A study authored by MSU assistant professor Lisa Tiemann is the first of its kind to show that crop rotations, in isolation from other management factors, can increase the functions performed by soil microbial communities that benefit plant growth.
June 8, 2015 - Author: Holly Whetstone
EAST LANSING, Mich. – A study authored by Michigan State University (MSU) Department of Plant, Soil and Microbial Sciences assistant professor Lisa Tiemann is the first of its kind to show that crop rotations, in isolation from other management factors, can increase the functions performed by soil microbial communities that benefit plant growth. The findings were published online May 25 in Ecology Letters, a highly selective peer-reviewed journal.
Research for the project took place at the W.K. Kellogg Biological Station, an MSU research center in Hickory Corners, Michigan, northeast of Kalamazoo. In the paper, Tiemann and her co-authors address the relationships among crop rotational diversity, soil structure, microbial community structure and activity, and soil organic matter chemistry.
“Although the aboveground benefits of crop diversity have been well-documented, the belowground effects remain uncertain,” Tiemann said. “Understanding how crop diversity alters microbial community dynamics and the specific mechanisms controlling positive impacts of biodiversity belowground is critical for sustainable soil management.”
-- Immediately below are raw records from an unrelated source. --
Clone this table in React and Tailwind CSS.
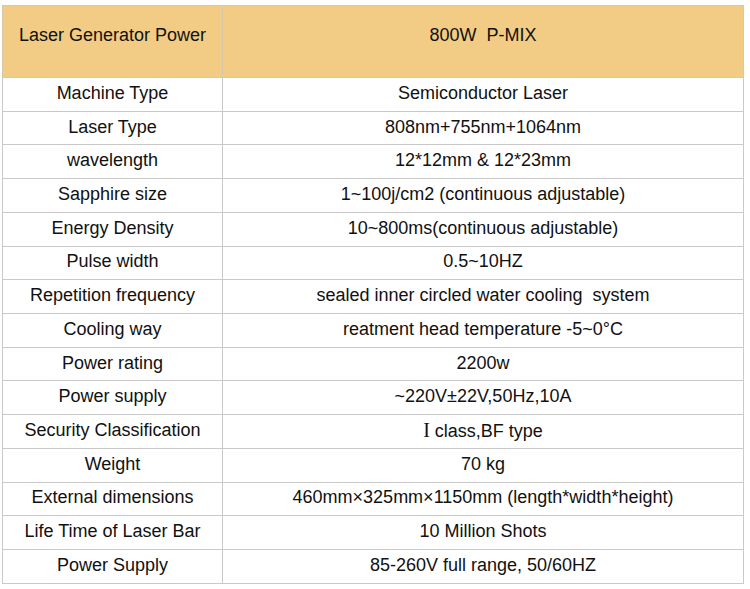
const rows = [
  ['Machine Type', 'Semiconductor Laser'],
  ['Laser Type', '808nm+755nm+1064nm'],
  ['wavelength', '12*12mm & 12*23mm'],
  ['Sapphire size', '1~100j/cm2 (continuous adjustable)'],
  ['Energy Density', '10~800ms(continuous adjustable)'],
  ['Pulse width', '0.5~10HZ'],
  ['Repetition frequency', 'sealed inner circled water cooling\u00a0 system'],
  ['Cooling way', 'reatment head temperature -5~0°C'],
  ['Power rating', '2200w'],
  ['Power supply', '~220V±22V,50Hz,10A'],
  ['Security Classification', null],
  ['Weight', '70 kg'],
  ['External dimensions', '460mm×325mm×1150mm (length*width*height)'],
  ['Life Time of Laser Bar', '10 Million Shots'],
  ['Power Supply', '85-260V full range, 50/60HZ'],
];

export default function App() {
  return (
    <div className="w-[750px] h-[589px] bg-white pt-[5px] pl-[2px]" style={{ fontFamily: '"Liberation Sans", Arial, sans-serif' }}>
      <table className="w-[742px] border-collapse text-[18px] leading-[20px] text-[#111]">
        <colgroup>
          <col className="w-[220px]" />
          <col />
        </colgroup>
        <thead>
          <tr className="h-[72px] bg-[#f2cc85]">
            <th className="border border-[#d6c8a8] align-top pt-[19px] pl-[16px] text-left font-normal">Laser Generator Power</th>
            <th className="border border-[#d6c8a8] align-top pt-[19px] text-center font-normal">800W&nbsp; P-MIX</th>
          </tr>
        </thead>
        <tbody>
          {rows.map(([k, v]) => (
            <tr key={k} className="h-[33.73px]">
              <td className="border border-[#c9c9c9] text-center p-0 pb-[3px]">{k}</td>
              <td className="border border-[#c9c9c9] text-center p-0 pb-[3px]">
                {v ?? (
                  <>
                    <span className="text-[20px]" style={{ fontFamily: '"Liberation Serif", serif' }}>I</span> class,BF type
                  </>
                )}
              </td>
            </tr>
          ))}
        </tbody>
      </table>
    </div>
  );
}
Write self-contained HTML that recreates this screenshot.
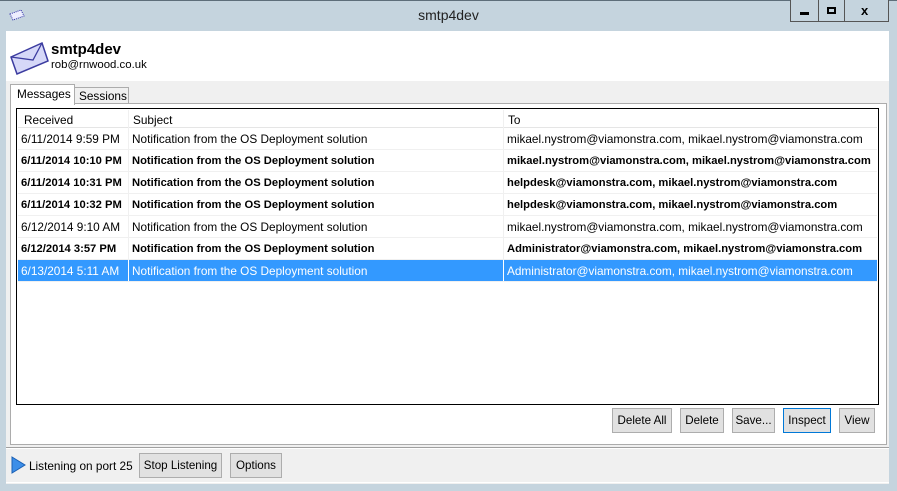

A byproduct of increased pressure on soils from agricultural intensification is a negative impact on microbial diversity. Over-farming is problematic worldwide and can lessen soil’s ability to perform important ecosystem functions. Results may include threats to long-term food security, increases in greenhouse gas emission, flooding and a reduction in water quality.
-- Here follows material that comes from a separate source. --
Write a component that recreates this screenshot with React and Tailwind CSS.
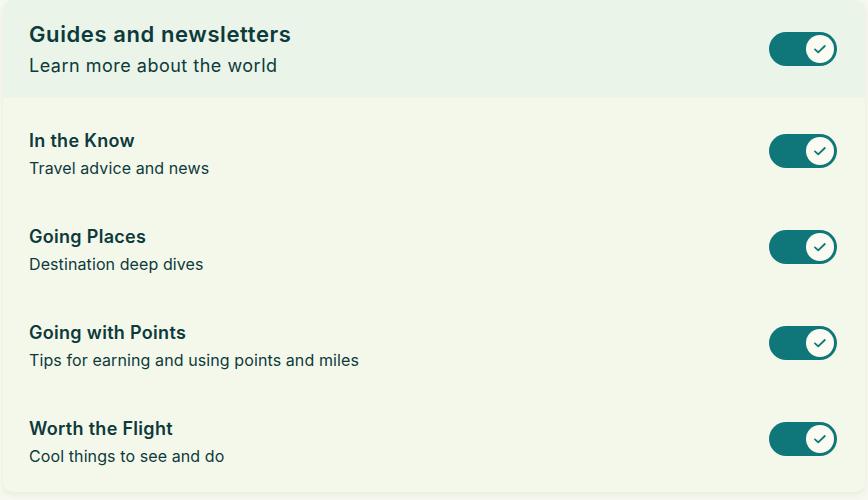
const ROWS = [
  { title: "In the Know", desc: "Travel advice and news" },
  { title: "Going Places", desc: "Destination deep dives" },
  { title: "Going with Points", desc: "Tips for earning and using points and miles" },
  { title: "Worth the Flight", desc: "Cool things to see and do" },
];

function Toggle({ className = "" }) {
  return (
    <button
      type="button"
      role="switch"
      aria-checked="true"
      className={`flex h-[34px] w-[68px] shrink-0 items-center justify-end rounded-full bg-[#0f777a] pr-[3px] ${className}`}
    >
      <span className="flex h-[28px] w-[28px] items-center justify-center rounded-full bg-[#fbfcf1]">
        <svg width="16" height="16" viewBox="0 0 16 16" fill="none">
          <path
            d="M3 8.4l3.2 3 6.6-6.4"
            stroke="#0f777a"
            strokeWidth="1.8"
            strokeLinecap="round"
            strokeLinejoin="round"
          />
        </svg>
      </span>
    </button>
  );
}

export default function App() {
  return (
    <div
      className="min-h-[500px] w-[868px] bg-[#f7f9ef] px-[3px] pb-[4px] text-[#0d3a3b]"
      style={{ fontFamily: "Inter, 'Noto Sans', sans-serif" }}
    >
      <div className="overflow-hidden rounded-[10px] bg-[#f4f8eb] pb-[10px] shadow-[0_3px_6px_rgba(60,80,40,0.08)]">
        <div className="flex h-[98px] items-center justify-between bg-[#eaf4e8] pl-[26px] pr-[28px]">
          <div>
            <div className="text-[22px] font-semibold leading-[28px] tracking-[0.6px]">
              Guides and newsletters
            </div>
            <div className="mt-[5px] text-[18px] leading-[26px] tracking-[0.5px]">
              Learn more about the world
            </div>
          </div>
          <Toggle />
        </div>

        {ROWS.map((row) => (
          <div
            key={row.title}
            className="flex h-[96px] items-center justify-between pl-[26px] pr-[28px] pt-[16px]"
          >
            <div>
              <div className="text-[18px] font-semibold leading-6 tracking-[0.3px]">{row.title}</div>
              <div className="mt-[3px] text-[16px] leading-6 tracking-[0.1px]">{row.desc}</div>
            </div>
            <Toggle className="mb-[6px]" />
          </div>
        ))}
      </div>
    </div>
  );
}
Researchers sought to combat these challenges through crop rotation, restoring positive interactions above- and belowground by increasing biodiversity. The group concluded that a diverse set of crops can sustain soil biological communities, with positive effects on soil organic matter and soil fertility.
“The data we present are the first to support the hypothesis that increasing rotational diversity fundamentally changes microbial community structure and activity, with positive effects on aggregate formation and soil organic matter accrual,” Tiemann said. “These findings provide further support for the use of rotational diversity as a viable management practice for promoting agroecosystem sustainability.”
Tiemann, whose work is funded in part by MSU AgBioResearch, indicated that this knowledge can ultimately be used to help land managers determine how to maximize soil sustainability, particularly in low-input cropping systems.
Co-authors for the study are Stuart Grandy and Marshall McDaniel, Department of Natural Resources and the Environment, University of New Hampshire; and Emily Atkinson and Erika Marin-Spiotta, Department of Geography, University of Wisconsin-Madison.
The study was supported by the U.S. Department of Agriculture Soil Processes Program, the U.S. Department of Energy Office of Science, the Office of Energy Efficiency and Renewable Energy and the U.S. National Science Foundation Long-Term Ecological Research Program.